If you're reading this, it's likely that you no longer look askance at a slug of gin on its own. If a double-barreled salvo of juniper is no longer a deterrent to your enjoyment, welcome to the next level.
Gin Mare is one of those gins for people who like gin. What allows it to win my personal admiration is that it's not only full-flavored, but distinctive. In a blind pour of this and any three other gins, I guarantee you'll be able to pick this one out. I credit that to the botanical blend for Gin Mare, which is as esoteric as it is delicious: the four prominent ingredients, besides juniper, are rosemary, thyme, basil, and olives.
Yep, you heard me right: olives. This allows Gin Mare to become, essentially, a dirty martini in a bottle. But a well-made dirty martini, mind you! The spirit itself is pleasingly, deliciously salty, but its supporting cast of flavors each reveal themselves over the course of the taste experience. Gin Mare arrives with a bit of sweetness and basil. As it mellows out, there's a burst of rosemary and thyme, followed by the juniper carrying up the rear. And the whole time, it feels like you're chewing on the wonderful umami-richness of a fancy Kalamata olive.
Let's pause on how wonderful this is for just a moment. There are great gins that know what the London Dry drinkers want and double down on the juniper. There are superb "New American" style gins that amp up the citrus and brightness. There are excellent gins that combine unconventional botanicals in such a way that they become more than the sum of their parts. However, Gin Mare is unique to me in that it goes all out on being savory.
As with a lot of these extremely big gins, I'd say they're best tasted on their own. Which, unfortunately, eliminates a significant amount of the spirit-drinking populace that can't abide drinking gin straight up. The saltiness of Gin Mare makes it overkill for a dirty martini (or even a martini in general, since it's got aromatics and herbs to spare), and it won't play nice with cocktails that combine gin with fruit. There, Nolet's or Broker's are much better choices.
However, I think that Gin Mare would probably work (fittingly) in a Spanish gin and tonic, which uses lemon in place of lime and adds in a generous branch of rosemary to be muddled in and used as a stirring implement. In such an application, you're complimenting the already generous lemon and rosemary inherent in the spirit itself.
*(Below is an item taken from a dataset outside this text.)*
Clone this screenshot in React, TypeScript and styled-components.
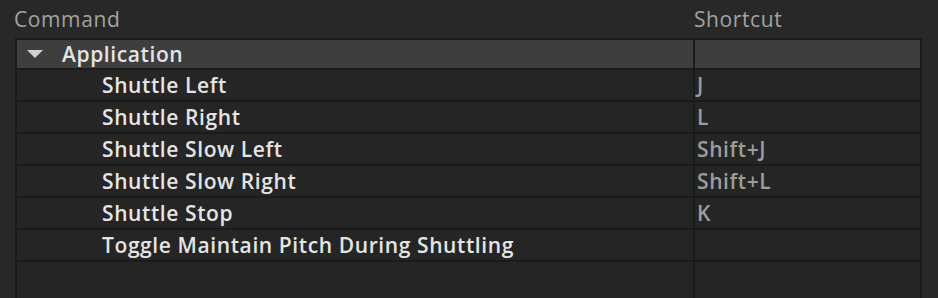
import React from 'react';
import styled, { createGlobalStyle } from 'styled-components';

const GlobalStyle = createGlobalStyle`
  html, body {
    margin: 0;
    padding: 0;
    background: #282828;
    height: 100%;
  }
  #root {
    height: 100%;
  }
`;

const LINE = '#1b1b1b';
const COL_WIDTH = 678;

interface Command {
  name: string;
  shortcut?: string;
}

const commands: Command[] = [
  { name: 'Shuttle Left', shortcut: 'J' },
  { name: 'Shuttle Right', shortcut: 'L' },
  { name: 'Shuttle Slow Left', shortcut: 'Shift+J' },
  { name: 'Shuttle Slow Right', shortcut: 'Shift+L' },
  { name: 'Shuttle Stop', shortcut: 'K' },
  { name: 'Toggle Maintain Pitch During Shuttling' },
];

const Panel = styled.div`
  display: flex;
  flex-direction: column;
  height: 298px;
  width: 938px;
  overflow: hidden;
  font-family: 'Open Sans', 'Liberation Sans', sans-serif;
  font-size: 21px;
`;

const HeaderBar = styled.div`
  display: grid;
  grid-template-columns: 680px 1fr;
  height: 38px;
  align-items: center;
  color: #a3a3a3;
  line-height: 38px;
  padding-left: 14px;
  box-sizing: border-box;
  letter-spacing: 0.6px;
`;

const HeaderLabel = styled.span`
  white-space: nowrap;
`;

const Table = styled.div`
  flex: 1;
  display: flex;
  flex-direction: column;
  margin-left: 15px;
  width: 907px;
  box-sizing: border-box;
  border: 2px solid ${LINE};
  border-bottom: none;
  background: #252525;
`;

const Row = styled.div<{ $group?: boolean; $fill?: boolean }>`
  display: grid;
  grid-template-columns: ${COL_WIDTH}px 1fr;
  height: ${(p) => (p.$fill ? 'auto' : p.$group ? '28px' : '30px')};
  flex: ${(p) => (p.$fill ? 1 : 'none')};
  background: ${(p) => (p.$group ? '#3e3e3e' : '#252525')};
  border-bottom: ${(p) => (p.$fill ? 'none' : `2px solid ${LINE}`)};
  font-weight: 600;
  letter-spacing: 0.6px;
`;

const NameCell = styled.div<{ $indent: number }>`
  display: flex;
  align-items: center;
  padding-left: ${(p) => p.$indent}px;
  border-right: 2px solid ${LINE};
  color: #e4e4e4;
  white-space: nowrap;
`;

const KeyCell = styled.div`
  display: flex;
  align-items: center;
  padding-left: 2px;
  color: #9c9c9c;
`;

const Disclosure = styled.svg`
  width: 16px;
  height: 8px;
  margin-right: 19px;
  flex: none;
`;

export default function App() {
  return (
    <>
      <GlobalStyle />
      <Panel>
        <HeaderBar>
          <HeaderLabel>Command</HeaderLabel>
          <HeaderLabel>Shortcut</HeaderLabel>
        </HeaderBar>
        <Table>
          <Row $group>
            <NameCell $indent={10}>
              <Disclosure viewBox="0 0 16 8">
                <path d="M0 0 H16 L8 8 Z" fill="#d2d2d2" />
              </Disclosure>
              Application
            </NameCell>
            <KeyCell />
          </Row>
          {commands.map((c) => (
            <Row key={c.name}>
              <NameCell $indent={85}>{c.name}</NameCell>
              <KeyCell>{c.shortcut}</KeyCell>
            </Row>
          ))}
          <Row $fill>
            <NameCell $indent={85} />
            <KeyCell />
          </Row>
        </Table>
      </Panel>
    </>
  );
}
If you're new to gin, would I say this is the first bottle you should rush out and purchase? Probably not: there are other more reserved choices that I think are a little more accommodating to a new palate (but, are equally as good). That said, there's a lot of people out there who start off liking their hair pulled a little bit when they're fooling around. Then, a few years later in a David Byrne kind of moment, they get hit with a riding crop in the middle of a dungeon and wonder, "How did I get here?" If that analogy sounds like your relationship with gin, then where Gin Mare is concerned, I'd say take the ride.